Sa voix se fit distante tout à coup. C’était lui qui était maintenant sur la défensive. Je n’ai pas cherché à relancer la conversation.

 

Mes visites s’espacèrent un peu, j’étais surchargé de travail. Quand mon emploi du temps le permettait, je me rendais à l’hôpital à l’heure du déjeuner. Desmond était passé au fauteuil roulant. Il commençait à faire vraiment beau. Je proposais une promenade en bas, dans le jardin. En général il acceptait. Je me disais que ce serait moins sinistre que les couloirs. Finalement, peut-être que c’était pour lui une sorte d’épreuve : sentir la sève monter, la vie renaître quand tout en soi se dessèche. Il parlait très peu. J’ai compris qu’il commençait à avoir des difficultés avec les muscles de la langue. En poussant son fauteuil, je voyais qu’il levait les yeux vers les branches, il les cherchait. À chaque fois que nous nous rapprochions de l’érable, il semblait plus détendu. Nous restions en silence à l’ombre du feuillage. Une fois, il s’y est profondément endormi, un sourire accroché aux lèvres.

 

La dernière fois où j’ai vu Desmond vivant, il était déjà dans le coma. Sa femme se tenait assise à côté du lit. Elle se leva à mon arrivée et vint m’embrasser comme si j’étais un membre de la famille. C’était une petite femme blonde, aux traits un peu secs. Je lui tins la main sans parvenir à lui parler.
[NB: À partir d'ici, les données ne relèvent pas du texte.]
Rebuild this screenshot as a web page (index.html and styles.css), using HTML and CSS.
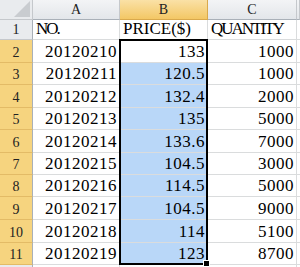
FILE: index.html
```html
<!DOCTYPE html>
<html lang="en">
<head>
  <meta charset="UTF-8">
  <title>Sheet</title>
  <link rel="stylesheet" href="styles.css">
</head>
<body>
<div class="wrap">
  <div class="sheet">
    <div class="head corner">
      <svg width="16" height="16" viewBox="0 0 16 16"><polygon points="16,0 16,16 0,16" fill="#c9ccd0"/></svg>
    </div>
    <div class="head col">A</div>
    <div class="head col on">B</div>
    <div class="head col">C</div>
    <div class="head col"></div>

    <div class="head row">1</div>
    <div class="cell label narrow">NO.</div>
    <div class="cell label">PRICE($)</div>
    <div class="cell label tight">QUANTITY</div>
    <div class="cell"></div>

    <div class="head row on">2</div>
    <div class="cell num">20120210</div>
    <div class="cell num active">133</div>
    <div class="cell num">1000</div>
    <div class="cell"></div>

    <div class="head row on">3</div>
    <div class="cell num">20120211</div>
    <div class="cell num sel">120.5</div>
    <div class="cell num">1000</div>
    <div class="cell"></div>

    <div class="head row on">4</div>
    <div class="cell num">20120212</div>
    <div class="cell num sel">132.4</div>
    <div class="cell num">2000</div>
    <div class="cell"></div>

    <div class="head row on">5</div>
    <div class="cell num">20120213</div>
    <div class="cell num sel">135</div>
    <div class="cell num">5000</div>
    <div class="cell"></div>

    <div class="head row on">6</div>
    <div class="cell num">20120214</div>
    <div class="cell num sel">133.6</div>
    <div class="cell num">7000</div>
    <div class="cell"></div>

    <div class="head row on">7</div>
    <div class="cell num">20120215</div>
    <div class="cell num sel">104.5</div>
    <div class="cell num">3000</div>
    <div class="cell"></div>

    <div class="head row on">8</div>
    <div class="cell num">20120216</div>
    <div class="cell num sel">114.5</div>
    <div class="cell num">5000</div>
    <div class="cell"></div>

    <div class="head row on">9</div>
    <div class="cell num">20120217</div>
    <div class="cell num sel">104.5</div>
    <div class="cell num">9000</div>
    <div class="cell"></div>

    <div class="head row on">10</div>
    <div class="cell num">20120218</div>
    <div class="cell num sel">114</div>
    <div class="cell num">5100</div>
    <div class="cell"></div>

    <div class="head row on">11</div>
    <div class="cell num">20120219</div>
    <div class="cell num sel">123</div>
    <div class="cell num">8700</div>
    <div class="cell"></div>

    <div class="head row"></div>
    <div class="cell"></div>
    <div class="cell"></div>
    <div class="cell"></div>
    <div class="cell"></div>
  </div>
  <div class="selection"></div>
</div>
</body>
</html>
```

FILE: styles.css
```css
html,
body {
  width: 100%;
  height: 100%;
}
body {
  margin: 0;
  overflow: hidden;
  background: #fff;
}
.wrap {
  position: relative;
  width: 300px;
  height: 267px;
  overflow: hidden;
}
.sheet {
  display: grid;
  grid-template-columns: 33px 87px 88px 89px 3px;
  grid-template-rows: 20px 20px 23px 22px 23px 22px 23px 22px 22px 23px 23px 22px 3px;
  font-family: "Liberation Serif", serif;
  color: #000;
}
.head,
.cell {
  box-sizing: border-box;
  display: flex;
  align-items: flex-end;
  border-right: 1px solid #dadcdd;
  border-bottom: 1px solid #dadcdd;
  overflow: hidden;
  white-space: nowrap;
}
.head {
  justify-content: center;
  font-size: 14px;
  line-height: 1;
  padding-bottom: 2px;
  color: #222;
  border-color: #c5c8cc;
  background: #e9ebee;
}
.head.col {
  background: linear-gradient(#f3f4f6, #e3e6ea);
  border-bottom-color: #a9b0b8;
}
.head.col.on {
  background: linear-gradient(#fae1a6, #f3c765);
  border-color: #d9a94c;
}
.head.row {
  border-right-color: #a9b0b8;
}
.head.row.on {
  background: #f6d47f;
  border-bottom-color: #e3bb66;
}
.head.corner {
  justify-content: flex-end;
  padding: 0 2px 2px 0;
}
.cell {
  font-size: 17px;
  line-height: 1;
  padding: 0 2px 2px 3px;
}
.cell.num {
  justify-content: flex-end;
  letter-spacing: 0.5px;
}
.cell.label.narrow {
  letter-spacing: -2px;
}
.cell.label.tight {
  letter-spacing: -2px;
}
.cell.sel {
  background: #b9d7f8;
}
.selection {
  position: absolute;
  left: 119px;
  top: 39px;
  width: 89px;
  height: 226px;
  box-sizing: border-box;
  border: 2px solid #000;
}
.selection::after {
  content: "";
  position: absolute;
  right: -4px;
  bottom: -4px;
  width: 5px;
  height: 5px;
  background: #000;
  border: 1px solid #fff;
}
```
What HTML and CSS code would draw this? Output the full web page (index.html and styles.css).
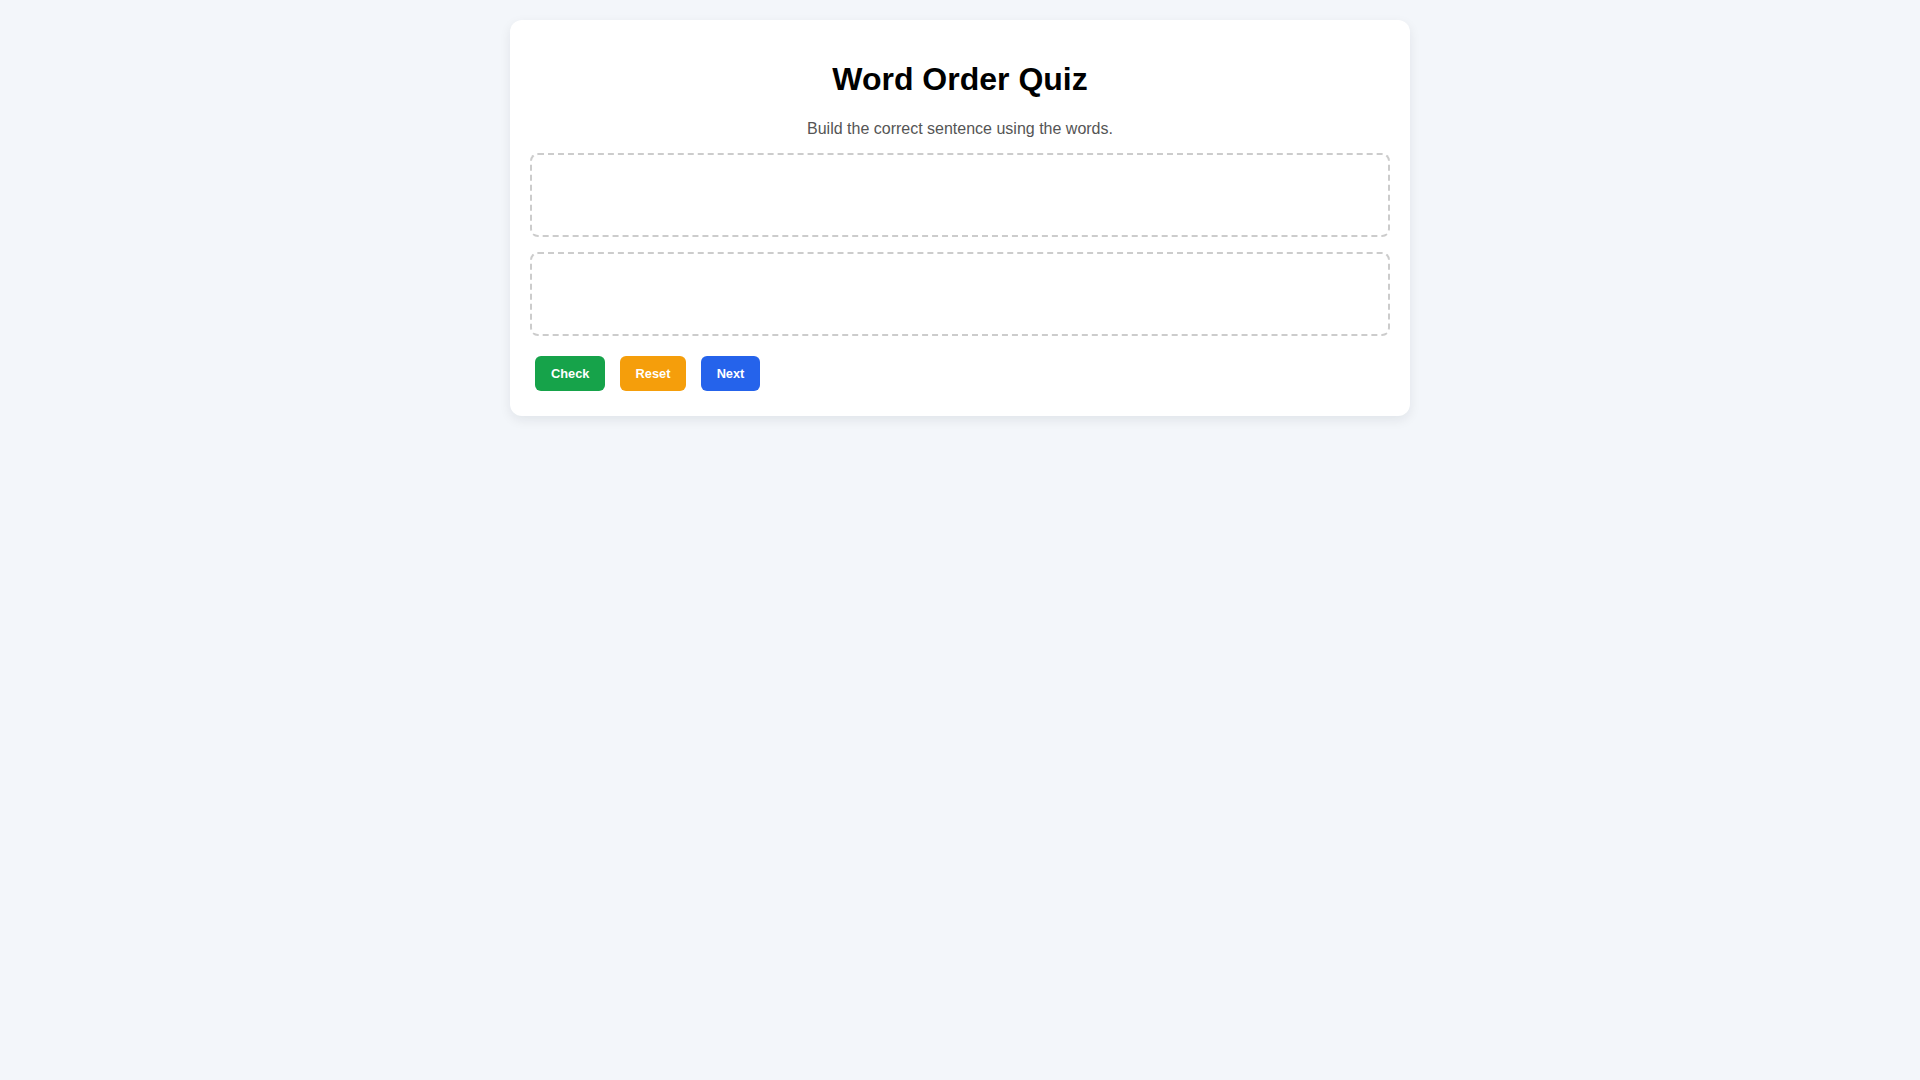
FILE: index.html
```html
<!DOCTYPE html>
<html lang="en">
<head>
<meta charset="utf-8">
<title>Word Order Quiz</title>
<link rel="stylesheet" href="styles.css">
</head>
<body>
  <main class="quiz">
    <h1 class="quiz-title">Word Order Quiz</h1>
    <p class="quiz-hint">Build the correct sentence using the words.</p>
    <div class="drop-zone answer-zone"></div>
    <div class="drop-zone word-bank"></div>
    <div class="controls">
      <button class="btn btn-check">Check</button>
      <button class="btn btn-reset">Reset</button>
      <button class="btn btn-next">Next</button>
    </div>
  </main>
</body>
</html>
```

FILE: styles.css
```css
html, body {
  margin: 0;
}

body {
  padding: 20px;
  background: #f3f6fa;
  font-family: "Liberation Sans", Arial, sans-serif;
  color: #000;
}

.quiz {
  max-width: 900px;
  margin: 0 auto;
  box-sizing: border-box;
  background: #fff;
  padding: 20px;
  border-radius: 12px;
  box-shadow: 0 4px 12px rgba(15, 23, 42, 0.08);
  text-align: center;
}

.quiz-title {
  font-size: 32px;
  font-weight: bold;
  margin: 21.44px 0;
}

.quiz-hint {
  font-size: 16px;
  color: #555;
  margin: 16px 0 15px;
}

.drop-zone {
  min-height: 60px;
  padding: 10px;
  margin: 15px 0;
  border: 2px dashed #ccc;
  border-radius: 8px;
}

.controls {
  text-align: left;
  font-size: 15px;
}

.btn {
  display: inline-block;
  margin: 5px;
  padding: 10px 16px;
  border: none;
  border-radius: 6px;
  color: #fff;
  font-family: "Liberation Sans", Arial, sans-serif;
  font-size: 12.8px;
  font-weight: bold;
  cursor: pointer;
}

.btn-check { background: #16a34a; }
.btn-reset { background: #f59e0b; }
.btn-next  { background: #2563eb; }
```
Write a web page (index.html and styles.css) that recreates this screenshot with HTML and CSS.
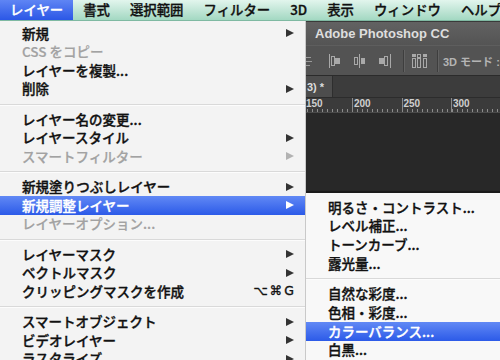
FILE: index.html
```html
<!DOCTYPE html>
<html lang="ja">
<head>
<meta charset="utf-8">
<title>レイヤー メニュー</title>
<link rel="stylesheet" href="styles.css">
</head>
<body>
<div class="screen">
  <header class="menubar">
    <span class="mb-item active">レイヤー</span>
    <span class="mb-item">書式</span>
    <span class="mb-item">選択範囲</span>
    <span class="mb-item">フィルター</span>
    <span class="mb-item">3D</span>
    <span class="mb-item">表示</span>
    <span class="mb-item">ウィンドウ</span>
    <span class="mb-item">ヘルプ</span>
  </header>
  <div class="stage">
    <nav class="menu menu-main">
      <div class="item"><span>新規</span><i class="arrow"></i></div>
      <div class="item disabled"><span>CSS をコピー</span></div>
      <div class="item"><span>レイヤーを複製...</span></div>
      <div class="item"><span>削除</span><i class="arrow"></i></div>
      <div class="sep"></div>
      <div class="item"><span>レイヤー名の変更...</span></div>
      <div class="item"><span>レイヤースタイル</span><i class="arrow"></i></div>
      <div class="item disabled"><span>スマートフィルター</span><i class="arrow"></i></div>
      <div class="sep"></div>
      <div class="item"><span>新規塗りつぶしレイヤー</span><i class="arrow"></i></div>
      <div class="item hl"><span>新規調整レイヤー</span><i class="arrow"></i></div>
      <div class="item disabled"><span>レイヤーオプション...</span></div>
      <div class="sep"></div>
      <div class="item"><span>レイヤーマスク</span><i class="arrow"></i></div>
      <div class="item"><span>ベクトルマスク</span><i class="arrow"></i></div>
      <div class="item"><span>クリッピングマスクを作成</span><span class="shortcut">⌥⌘G</span></div>
      <div class="sep"></div>
      <div class="item"><span>スマートオブジェクト</span><i class="arrow"></i></div>
      <div class="item"><span>ビデオレイヤー</span><i class="arrow"></i></div>
      <div class="item"><span>ラスタライズ</span><i class="arrow"></i></div>
    </nav>
    <div class="right">
      <section class="ps">
        <div class="ps-title">Adobe Photoshop CC</div>
        <div class="ps-options">
          <svg class="ic ic-partial" width="7" height="16" viewBox="0 0 7 16"><path d="M0 4.5h5M0 8.5h6M0 12.5h4" stroke="#9a9a9a" fill="none"/></svg>
          <svg class="ic ic-a" width="14" height="16" viewBox="0 0 14 16"><path d="M1.5 1v14" stroke="#a9a9a9"/><rect x="3.5" y="3.5" width="3" height="9" fill="none" stroke="#a9a9a9"/><rect x="7" y="5" width="5" height="6" fill="#a9a9a9"/></svg>
          <svg class="ic ic-b" width="14" height="16" viewBox="0 0 14 16"><rect x="1.5" y="4.5" width="3" height="7" fill="none" stroke="#a9a9a9"/><path d="M6.5 1v14" stroke="#a9a9a9"/><rect x="8" y="5" width="4" height="6" fill="#a9a9a9"/></svg>
          <svg class="ic ic-c" width="14" height="16" viewBox="0 0 14 16"><rect x="1" y="5" width="5" height="6" fill="#a9a9a9"/><rect x="6.5" y="3.5" width="3" height="9" fill="none" stroke="#a9a9a9"/><path d="M12.5 1v14" stroke="#a9a9a9"/></svg>
          <span class="opt-sep"></span>
          <svg class="ic ic-d" width="15" height="16" viewBox="0 0 15 16"><rect x="0" y="1" width="4" height="3" fill="#a9a9a9"/><rect x="0.5" y="5.5" width="3" height="9" fill="none" stroke="#a9a9a9"/><rect x="5.5" y="1.5" width="3" height="3" fill="none" stroke="#a9a9a9"/><rect x="5.5" y="5.5" width="3" height="9" fill="none" stroke="#a9a9a9"/><rect x="11" y="1" width="4" height="3" fill="#a9a9a9"/><rect x="11.5" y="5.5" width="3" height="9" fill="none" stroke="#a9a9a9"/></svg>
          <span class="opt-sep opt-sep2"></span>
          <span class="opt-label">3D モード :</span>
        </div>
        <div class="ps-tabs"><span class="tab">3) *</span></div>
        <div class="ps-ruler">
          <span class="seg seg-first">150</span>
          <span class="seg">200</span>
          <span class="seg">250</span>
          <span class="seg">300</span>
        </div>
        <div class="ps-canvas"></div>
      </section>
      <nav class="menu menu-sub">
        <div class="item"><span>明るさ・コントラスト...</span></div>
        <div class="item"><span>レベル補正...</span></div>
        <div class="item"><span>トーンカーブ...</span></div>
        <div class="item"><span>露光量...</span></div>
        <div class="sep"></div>
        <div class="item"><span>自然な彩度...</span></div>
        <div class="item"><span>色相・彩度...</span></div>
        <div class="item hl"><span>カラーバランス...</span></div>
        <div class="item"><span>白黒...</span></div>
      </nav>
    </div>
  </div>
</div>
</body>
</html>
```
FILE: styles.css
```css
* { box-sizing: border-box; margin: 0; padding: 0; }
html, body { width: 500px; height: 360px; overflow: hidden; }
body {
  font-family: "Noto Sans CJK JP", sans-serif;
  font-size: 13.5px;
  font-weight: 500;
  color: #111;
  background: #f3f3f3;
}
.screen { width: 500px; height: 360px; display: flex; flex-direction: column; }

/* top menubar */
.menubar {
  height: 21px;
  flex: none;
  display: flex;
  background: linear-gradient(#e2f5ed, #a3d8c2);
  border-bottom: 1px solid #7fb9a2;
}
.mb-item {
  display: flex;
  align-items: center;
  padding: 0 10px;
  font-size: 13.4px;
  line-height: 1;
  white-space: nowrap;
  color: #111;
  -webkit-text-stroke: 0.3px currentColor;
}
.mb-item.active {
  background: linear-gradient(#5f85f4, #2b57e6);
  color: #fff;
}

.stage { flex: 1; display: flex; min-height: 0; }

/* dropdown menus */
.menu-main {
  width: 306px;
  flex: none;
  background: #f3f3f3;
  border-right: 1px solid #c9c9c9;
  padding-top: 3px;
}
.item {
  height: 18.5px;
  display: flex;
  align-items: center;
  justify-content: space-between;
  padding: 0 11px 0 22px;
  line-height: 1;
  white-space: nowrap;
  -webkit-text-stroke: 0.35px currentColor;
}
.item.disabled { color: #a2a2a2; -webkit-text-stroke: 0.2px currentColor; }
.item.hl {
  background: linear-gradient(#6189f5, #2c5ae8);
  color: #fff;
}
.arrow {
  display: block;
  width: 0;
  height: 0;
  border-left: 8px solid #333;
  border-top: 4.5px solid transparent;
  border-bottom: 4.5px solid transparent;
}
.disabled .arrow { border-left-color: #b2b2b2; }
.hl .arrow { border-left-color: #fff; }
.shortcut {
  font-family: "DejaVu Sans", "Noto Sans CJK JP", sans-serif;
  font-size: 12.5px;
  letter-spacing: 2px;
  margin-right: -2px;
}
.sep { height: 12px; display: flex; align-items: center; }
.sep::before {
  content: "";
  flex: 1;
  height: 1px;
  background: #d9d9d9;
  box-shadow: 0 1px 0 #fcfcfc;
}

/* right column */
.right { flex: 1; display: flex; flex-direction: column; min-width: 0; }
.ps {
  height: 172px;
  flex: none;
  display: flex;
  flex-direction: column;
  background: #282828;
}
.ps-title {
  height: 24px;
  flex: none;
  display: flex;
  align-items: center;
  padding-left: 9px;
  border-top: 1px solid #3a3a3a;
  background: linear-gradient(#626262, #545454);
  color: #dedede;
  font: bold 13px "Liberation Sans", sans-serif;
  white-space: nowrap;
}
.ps-options {
  height: 30px;
  flex: none;
  display: flex;
  align-items: center;
  background: #535353;
  border-top: 1px solid #5e5e5e;
  white-space: nowrap;
  overflow: hidden;
}
.ic { flex: none; display: block; }
.ic-a { margin-left: 15px; }
.ic-b { margin-left: 11px; }
.ic-c { margin-left: 11px; }
.opt-sep {
  width: 1px;
  height: 22px;
  background: #3e3e3e;
  box-shadow: 1px 0 0 #626262;
  margin-left: 11px;
  flex: none;
}
.ic-d { margin-left: 8px; }
.opt-sep2 { margin-left: 10px; }
.opt-label {
  margin-left: 5px;
  font: bold 11px "Liberation Sans", "Noto Sans CJK JP", sans-serif;
  color: #b4b4b4;
  flex: none;
}
.ps-tabs {
  height: 22px;
  flex: none;
  display: flex;
  background: #3c3c3c;
  border-top: 1px solid #2b2b2b;
}
.tab {
  width: 27px;
  display: flex;
  align-items: center;
  padding-left: 1px;
  background: #4d4d4d;
  border-right: 1px solid #2e2e2e;
  color: #dcdcdc;
  font: bold 11px "Liberation Sans", sans-serif;
  white-space: nowrap;
}
.ps-ruler {
  height: 16px;
  flex: none;
  display: flex;
  background-color: #3b3b3b;
  background-image: repeating-linear-gradient(90deg, #8c8c8c 0 1px, transparent 1px 5px);
  background-size: 100% 3px;
  background-position: 1px 100%;
  background-repeat: no-repeat;
  border-top: 1px solid #2c2c2c;
  border-bottom: 1px solid #4a4a4a;
}
.seg {
  width: 49.5px;
  flex: none;
  padding: 1px 0 0 1px;
  border-left: 1px solid #8a8a8a;
  color: #d0d0d0;
  font: bold 10px "Liberation Sans", sans-serif;
  line-height: 10px;
}
.seg-first { width: 46px; border-left: none; padding-left: 0; }
.ps-canvas {
  flex: 1;
  background: #282828;
  border-bottom: 2px solid #1b1b1b;
}

.menu-sub {
  flex: 1;
  background: #f8f8f8;
  padding-top: 5px;
}
.menu-sub .item { height: 18.7px; }
```
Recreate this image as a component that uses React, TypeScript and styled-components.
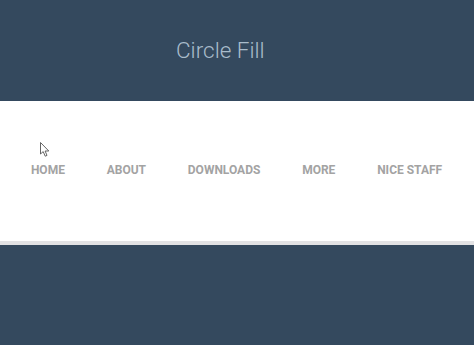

– C’est une question d’heures maintenant, murmura-t-elle. Merci d’avoir été à ses côtés pendant ces quelques semaines. Desmond m’a dit combien vos visites étaient importantes pour lui.

– Elles l’étaient pour moi aussi, dis-je sans savoir quoi ajouter.

Elle hocha la tête. Nous avons discuté encore quelques minutes en chuchotant. Elle me répéta ce que lui avait dit le professeur P. sur l’état de son mari et m’apprit que Desmond avait refusé la veille le tubage et l’aide respiratoire, en toute lucidité, ajouta-t-elle. À aucun moment, elle ne fit allusion à un dérangement du cerveau ou à quelques bizarreries.

Je jetai un dernier coup d’œil sur mon ami. Il avait l’air de dormir profondément. Une légère vibration résonnait au-dessus de lui, comme le ronronnement d’un chat. Je ne savais pas si elle émanait de lui ou de l’un des appareils qui environnaient le lit.

En sortant de l’hôpital, je passai sous l’érable. Des feuilles d’un vert tendre jaillissaient de toutes parts. Dans ce paravent végétal, aucun oiseau noir n’était visible.

 

Le faire-part me parvint quelques jours plus tard. Desmond devait être enterré à l’issue d’une cérémonie religieuse.

Quand j’arrivai, l’église était pleine. Les phases du rituel s’enchaînaient sans éclat. Lors de la bénédiction du corps, je suivis la lente procession jusqu’au cercueil. Au moment où je saisissais le goupillon transmis par un factotum aux gants blancs, un duvet grisâtre voleta dans la lumière qui tombait des vitraux et vint se poser délicatement sur une corbeille de fleurs. Je levai la tête vers la coupole qui surplombait l’autel. Un corvidé se tenait perché sur le rebord d’une moulure et me regardait, fixement.

Ils étaient là. Ils l’accompagnaient. Ils poursuivaient je ne sais quelle quête autour du cercueil de Desmond.

J’ai dû m’immobiliser une minute de trop, le goupillon entre les doigts, car la main gantée vint me le retirer avec insistance. J’ai regagné ma place.

À la fin de la messe, le cortège se dirigea vers le cimetière. Je suis allé voir le bedeau qui remettait les chaises en place pour lui parler des corbeaux.

– Ah, ces bestioles, maugréa-t-il. Elles ont fait leur nid dans la toiture, impossible de les déloger ! Sales bêtes.